4x4 isn’t even a correct term. That name came from WWII vehicles with a 4’x4’ cargo space.
They happened to be four wheel drive but that’s not what “4x4” means.



Number of wheel positions, (Duels count as 1) times number of wheels powered. Most OTR tractors are 6X4, because 6X2 has too much tire slip. Not that they won't go, but because they wear tires faster. I have converted trucks 4X2 to 6X4, 6X4 to 8X4. The last 2 trucks I owned where factory set up as 8X4, but tractors all 6X4.


Quote:

The best argument for 4WD I’ve witnessed was driving over the pass in the snow one day.
A guy in a 2WD pickup suddenly spun out and hit the wall. It was because we were all on the throttle to climb uphill, but he broke traction and spun. Everyone else around was in 4WD and didn’t.

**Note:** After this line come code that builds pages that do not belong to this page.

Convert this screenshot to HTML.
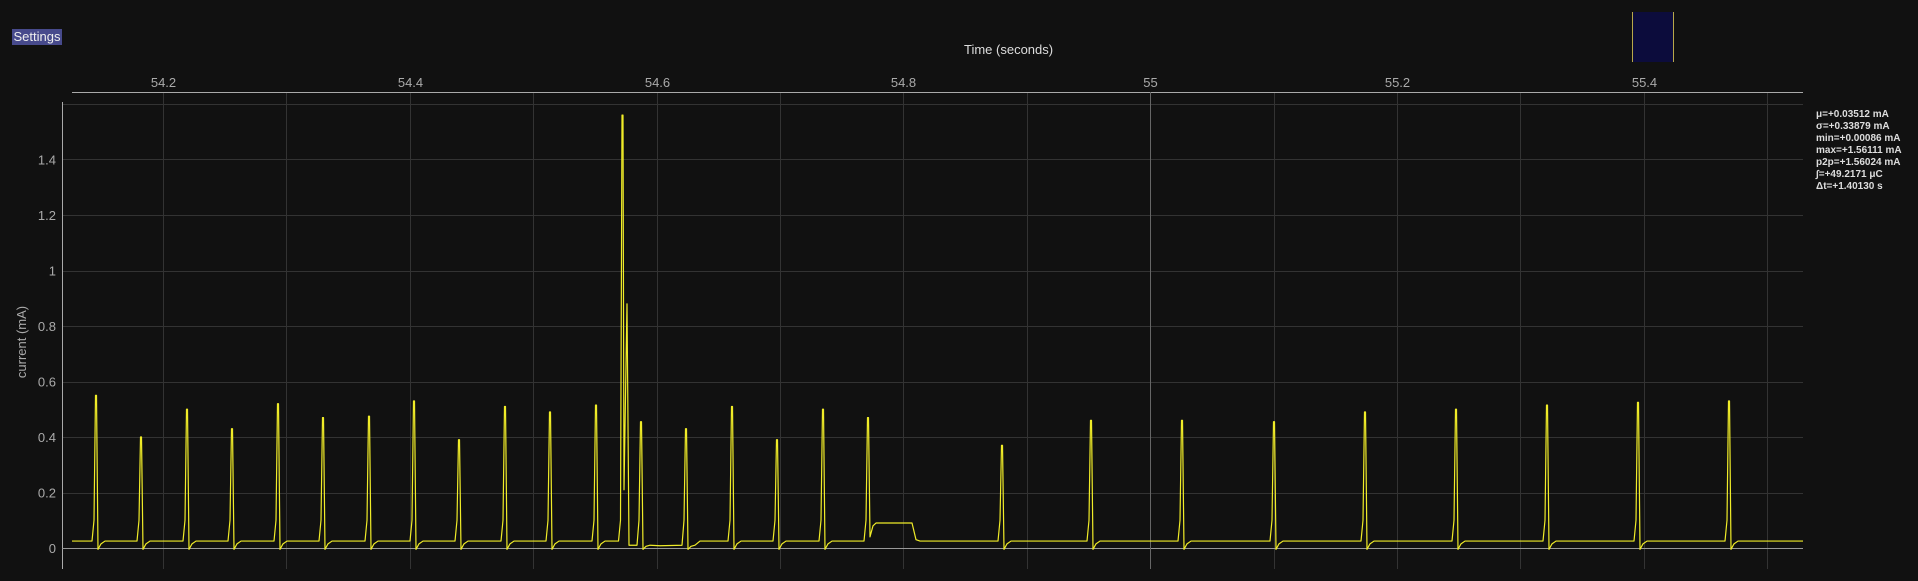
<!DOCTYPE html>
<html><head><meta charset="utf-8"><style>
html,body{margin:0;padding:0;background:#111;width:1918px;height:581px;overflow:hidden;font-family:"Liberation Sans",sans-serif}
.t{position:absolute;color:#bbb;font-size:13px}
</style></head><body>
<div style="position:absolute;left:12px;top:29px;width:50px;height:16px;background:#474a8c;color:#eee;font-size:13px;line-height:16px;text-align:center">Settings</div>
<div style="position:absolute;left:1632px;top:12px;width:40px;height:50px;background:#0c0c3c;border-left:1px solid #b8a84a;border-right:1px solid #b8a84a"></div>
<div class="t" style="left:964px;top:42px;color:#ddd">Time (seconds)</div>
<svg id="s" width="1918" height="581" style="position:absolute;left:0;top:0" xmlns="http://www.w3.org/2000/svg" font-family="Liberation Sans, sans-serif">
<g id="grid" stroke="#333" stroke-width="1"></g>
<line x1="72" y1="92.5" x2="1803" y2="92.5" stroke="#aaa"/>
<line x1="62.5" y1="102" x2="62.5" y2="569" stroke="#aaa"/>
<line x1="62" y1="548.5" x2="1803" y2="548.5" stroke="#999"/>
<line x1="1150.5" y1="92" x2="1150.5" y2="569" stroke="#666"/>
<g id="lab" fill="#aaa" font-size="13"></g>
<text transform="translate(26,342) rotate(-90)" text-anchor="middle" fill="#aaa" font-size="13">current (mA)</text>
<path id="p" fill="none" stroke="#f0ec28" stroke-width="1.2" stroke-linejoin="round"/>
<g fill="#ddd" font-size="10" font-weight="bold">
<text x="1816" y="117">μ=+0.03512 mA</text>
<text x="1816" y="129">σ=+0.33879 mA</text>
<text x="1816" y="141">min=+0.00086 mA</text>
<text x="1816" y="153">max=+1.56111 mA</text>
<text x="1816" y="165">p2p=+1.56024 mA</text>
<text x="1816" y="177">∫=+49.2171 μC</text>
<text x="1816" y="189">Δt=+1.40130  s</text>
</g>
</svg>
<script>
var NS="http://www.w3.org/2000/svg";
function el(p,t,a,txt){var e=document.createElementNS(NS,t);for(var k in a)e.setAttribute(k,a[k]);if(txt)e.textContent=txt;p.appendChild(e);}
var g=document.getElementById('grid'),l=document.getElementById('lab');
function Y(v){return 548-277.5*v;}
for(var i=0;i<=8;i++){var y=Math.round(Y(i*0.2))+0.5;if(i>0)el(g,'line',{x1:62,y1:y,x2:1803,y2:y});
 if(i<8){var s=i==0?'0':(i*0.2).toFixed(1).replace(/\.0$/,'');el(l,'text',{x:56,y:Y(i*0.2)+5,'text-anchor':'end'},s);}}
for(var i=0;i<14;i++){var x=Math.round(163+i*123.4)+0.5;el(g,'line',{x1:x,y1:92,x2:x,y2:569});
 if(i%2==0){var v=(54.2+i*0.1);var s=Math.abs(v-55)<1e-6?'55':v.toFixed(1);el(l,'text',{x:x,y:87,'text-anchor':'middle'},s);}}
var sp=[[96,.55],[141,.40],[187,.50],[232,.43],[278,.52],[323,.47],[369,.475],[414,.53],[459,.39],[505,.51],[550,.49],[596,.515],[622.5,1.56],[627,.88],[641,.455],[686,.43],[732,.51],[777,.39],[823,.50],[868,.47],[1002,.37],[1091,.46],[1182,.46],[1274,.455],[1365,.49],[1456,.50],[1547,.515],[1638,.525],[1729,.53]];
var d='M72 '+Y(.025);
for(var k=0;k<sp.length;k++){var x=sp[k][0],h=sp[k][1];
 var base=(x>628&&x<690)?.01:.025;
 if(x==627){d+=' L624 '+Y(.21)+' L'+x+' '+Y(h)+' L629 '+Y(.01);continue;}
 d+=' L'+(x-4)+' '+Y(base)+' L'+(x-2)+' '+Y(.1)+' L'+(x-0.5)+' '+Y(h)+' L'+(x+0.5)+' '+Y(h);
 if(x==622.5)continue;
 if(x==868){d+=' L870 '+Y(.04)+' L873 '+Y(.08)+' L876 '+Y(.09)+' L912 '+Y(.09)+' L916 '+Y(.03)+' L920 '+Y(.025);continue;}
 d+=' L'+(x+2)+' '+Y(-.005)+' L'+(x+5)+' '+Y(base*.6)+' L'+(x+9)+' '+Y(base);
 if(x==641){d+=' L660 '+Y(.008);}
 if(x==686){d+=' L700 '+Y(.025);}
}
d+=' L1803 '+Y(.025);
document.getElementById('p').setAttribute('d',d);
</script>
</body></html>
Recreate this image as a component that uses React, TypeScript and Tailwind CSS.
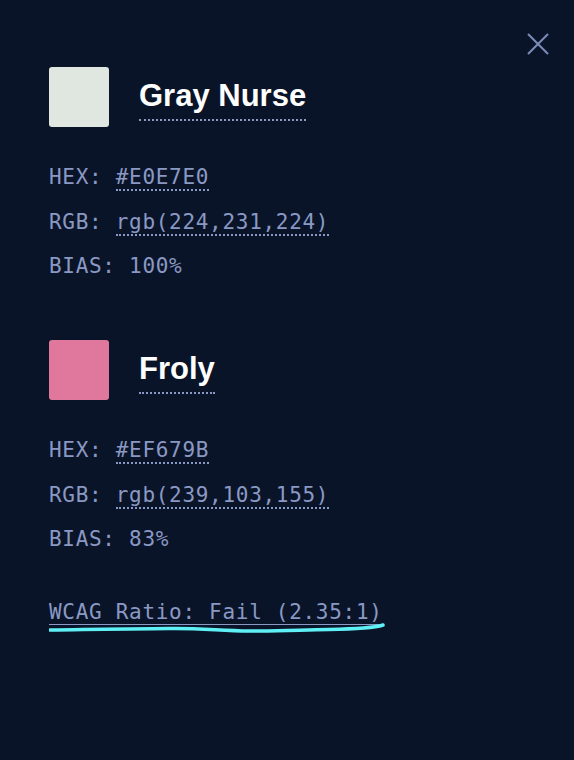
const mono = "font-['DejaVu_Sans_Mono',monospace] text-[21px] tracking-[0.7px] text-[#8a99c4]";

function Swatch({ name, color, hex, rgb, bias }: { name: string; color: string; hex: string; rgb: string; bias: string }) {
  return (
    <div className="flex flex-col">
      <div className="flex items-center gap-[30px]">
        <div className="w-[60px] h-[60px] rounded-[3px]" style={{ backgroundColor: color }} />
        <h2 className="font-['Liberation_Sans',Arial,sans-serif] font-bold text-[31px] text-white leading-none border-b-2 border-dotted border-[#8a99c4] pb-[8px] mt-[6px]">
          {name}
        </h2>
      </div>
      <div className={`${mono} mt-[37px] flex flex-col gap-[18.5px] leading-[26px]`}>
        <div>
          HEX: <span className="border-b-2 border-dotted border-[#8a99c4]">{hex}</span>
        </div>
        <div>
          RGB: <span className="border-b-2 border-dotted border-[#8a99c4]">{rgb}</span>
        </div>
        <div>BIAS: {bias}</div>
      </div>
    </div>
  );
}

export default function App() {
  return (
    <div className="relative w-[574px] h-[760px] bg-[#0a1428] overflow-hidden">
      <button className="absolute top-[32px] right-[24px] w-[24px] h-[24px] text-[#7c8cb8]">
        <svg viewBox="0 0 24 24" width="24" height="24" fill="none" stroke="currentColor" strokeWidth="2">
          <path d="M2 2 L22 22 M22 2 L2 22" />
        </svg>
      </button>
      <div className="pl-[49px] pt-[67px] flex flex-col gap-[61px]">
        <Swatch name="Gray Nurse" color="#E0E7E0" hex="#E0E7E0" rgb="rgb(224,231,224)" bias="100%" />
        <Swatch name="Froly" color="#E0779C" hex="#EF679B" rgb="rgb(239,103,155)" bias="83%" />
        <div className="relative self-start -mt-[16px]">
          <span className={`${mono} underline underline-offset-[5px] decoration-1`}>WCAG Ratio: Fail (2.35:1)</span>
          <svg className="absolute left-0 top-[26px]" width="340" height="14" viewBox="0 0 340 14" fill="none">
            <path
              d="M1 7 C40 6 80 6 120 5.5 C150 5 170 7.5 200 8 C230 8.5 250 7 280 6.5 C310 6 325 5 334 2"
              stroke="#5ff0f5"
              strokeWidth="3.5"
              strokeLinecap="round"
            />
          </svg>
        </div>
      </div>
    </div>
  );
}
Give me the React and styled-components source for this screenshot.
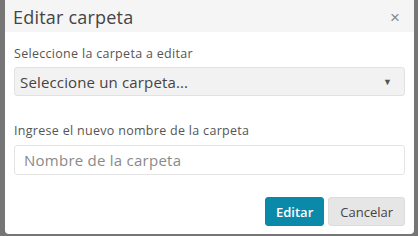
import React from 'react';
import styled, { createGlobalStyle } from 'styled-components';

const GlobalStyle = createGlobalStyle`
	html, body {
		margin: 0;
		padding: 0;
		background: #767676;
		font-family: 'Open Sans', 'Liberation Sans', sans-serif;
	}
`;

const Backdrop = styled.div`
	display: flex;
	justify-content: center;
	align-items: flex-start;
	width: 418px;
	height: 236px;
	overflow: hidden;
	background: #767676;
	padding-left: 1px;
	box-sizing: border-box;
`;

const Modal = styled.div`
	display: flex;
	flex-direction: column;
	width: 409px;
	background: #fff;
	border-radius: 0 0 4px 4px;
	overflow: hidden;
`;

const Header = styled.div`
	display: flex;
	flex-shrink: 0;
	align-items: center;
	justify-content: space-between;
	height: 32px;
	padding: 2px 14px 0 8px;
	box-sizing: border-box;
	background: #f5f5f5;
`;

const Title = styled.h2`
	margin: 0;
	font-size: 18px;
	font-weight: 400;
	color: #444;
	letter-spacing: 0.2px;
`;

const Close = styled.button`
	border: none;
	background: none;
	padding: 0;
	color: #8a8a8a;
	font-size: 17px;
	line-height: 1;
	cursor: pointer;
`;

const Body = styled.div`
	display: flex;
	flex-direction: column;
	padding: 14px 9px 0 9px;
`;

const Label = styled.label`
	font-size: 12.5px;
	line-height: 16px;
	letter-spacing: 0.3px;
	color: #555;
	margin-top: ${(p) => p.$mt || 0}px;
	margin-bottom: ${(p) => p.$mb || 8}px;
`;

const Select = styled.div`
	display: flex;
	align-items: center;
	justify-content: space-between;
	height: 29px;
	padding: 0 12px 0 5px;
	box-sizing: border-box;
	background: #f2f2f2;
	border: 1px solid #e2e2e2;
	border-radius: 3px;
	font-size: 15px;
	letter-spacing: 0.15px;
	color: #444;
`;

const Arrow = styled.span`
	font-size: 9px;
	color: #555;
`;

const Input = styled.input`
	height: 30px;
	padding: 0 9px;
	box-sizing: border-box;
	border: 1px solid #e4e4e4;
	border-radius: 3px;
	font-family: inherit;
	font-size: 15px;
	letter-spacing: 0.25px;
	color: #444;
	outline: none;

	&::placeholder {
		color: #8a8a8a;
	}
`;

const Footer = styled.div`
	display: flex;
	justify-content: flex-end;
	gap: 4px;
	padding: 22px 9px 8px;
`;

const Button = styled.button`
	height: 29px;
	padding: 0 ${(p) => (p.$primary ? 10 : 11)}px;
	border: 1px solid ${(p) => (p.$primary ? '#0a86a6' : '#dcdcdc')};
	border-radius: 3px;
	background: ${(p) => (p.$primary ? '#0b89a9' : '#e6e6e6')};
	color: ${(p) => (p.$primary ? '#fff' : '#444')};
	font-family: inherit;
	font-size: 13px;
	font-weight: ${(p) => (p.$primary ? 600 : 400)};
	cursor: pointer;
`;

const App = () => {
	return (
		<>
			<GlobalStyle />
			<Backdrop>
				<Modal>
					<Header>
						<Title>Editar carpeta</Title>
						<Close>×</Close>
					</Header>
					<Body>
						<Label $mb={5}>Seleccione la carpeta a editar</Label>
						<Select>
							<span>Seleccione un carpeta...</span>
							<Arrow>▼</Arrow>
						</Select>
						<Label $mt={27} $mb={6}>
							Ingrese el nuevo nombre de la carpeta
						</Label>
						<Input placeholder='Nombre de la carpeta' />
					</Body>
					<Footer>
						<Button $primary>Editar</Button>
						<Button>Cancelar</Button>
					</Footer>
				</Modal>
			</Backdrop>
		</>
	);
};

export default App;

I was about 2 hours from home late on a Friday eve. Stopped to eat, come out of restaurant just start freezing rain/snow mix. I was tired, decided to sleep instead of fighting slick roads. After breakfast, strolled down the interstate. About 50 vehicles in ditches and median. About 75% where tractor trailers. Not one car, the others where 4X4 pickups and SUVs. The only 2 wheel drives I saw was the single axle tractors pulling wiggle wagons. Way to often I have heard "I got 4 wheel drive, I can go!" Everybody has 4 wheel brakes, if I can't stop, I don't want to go.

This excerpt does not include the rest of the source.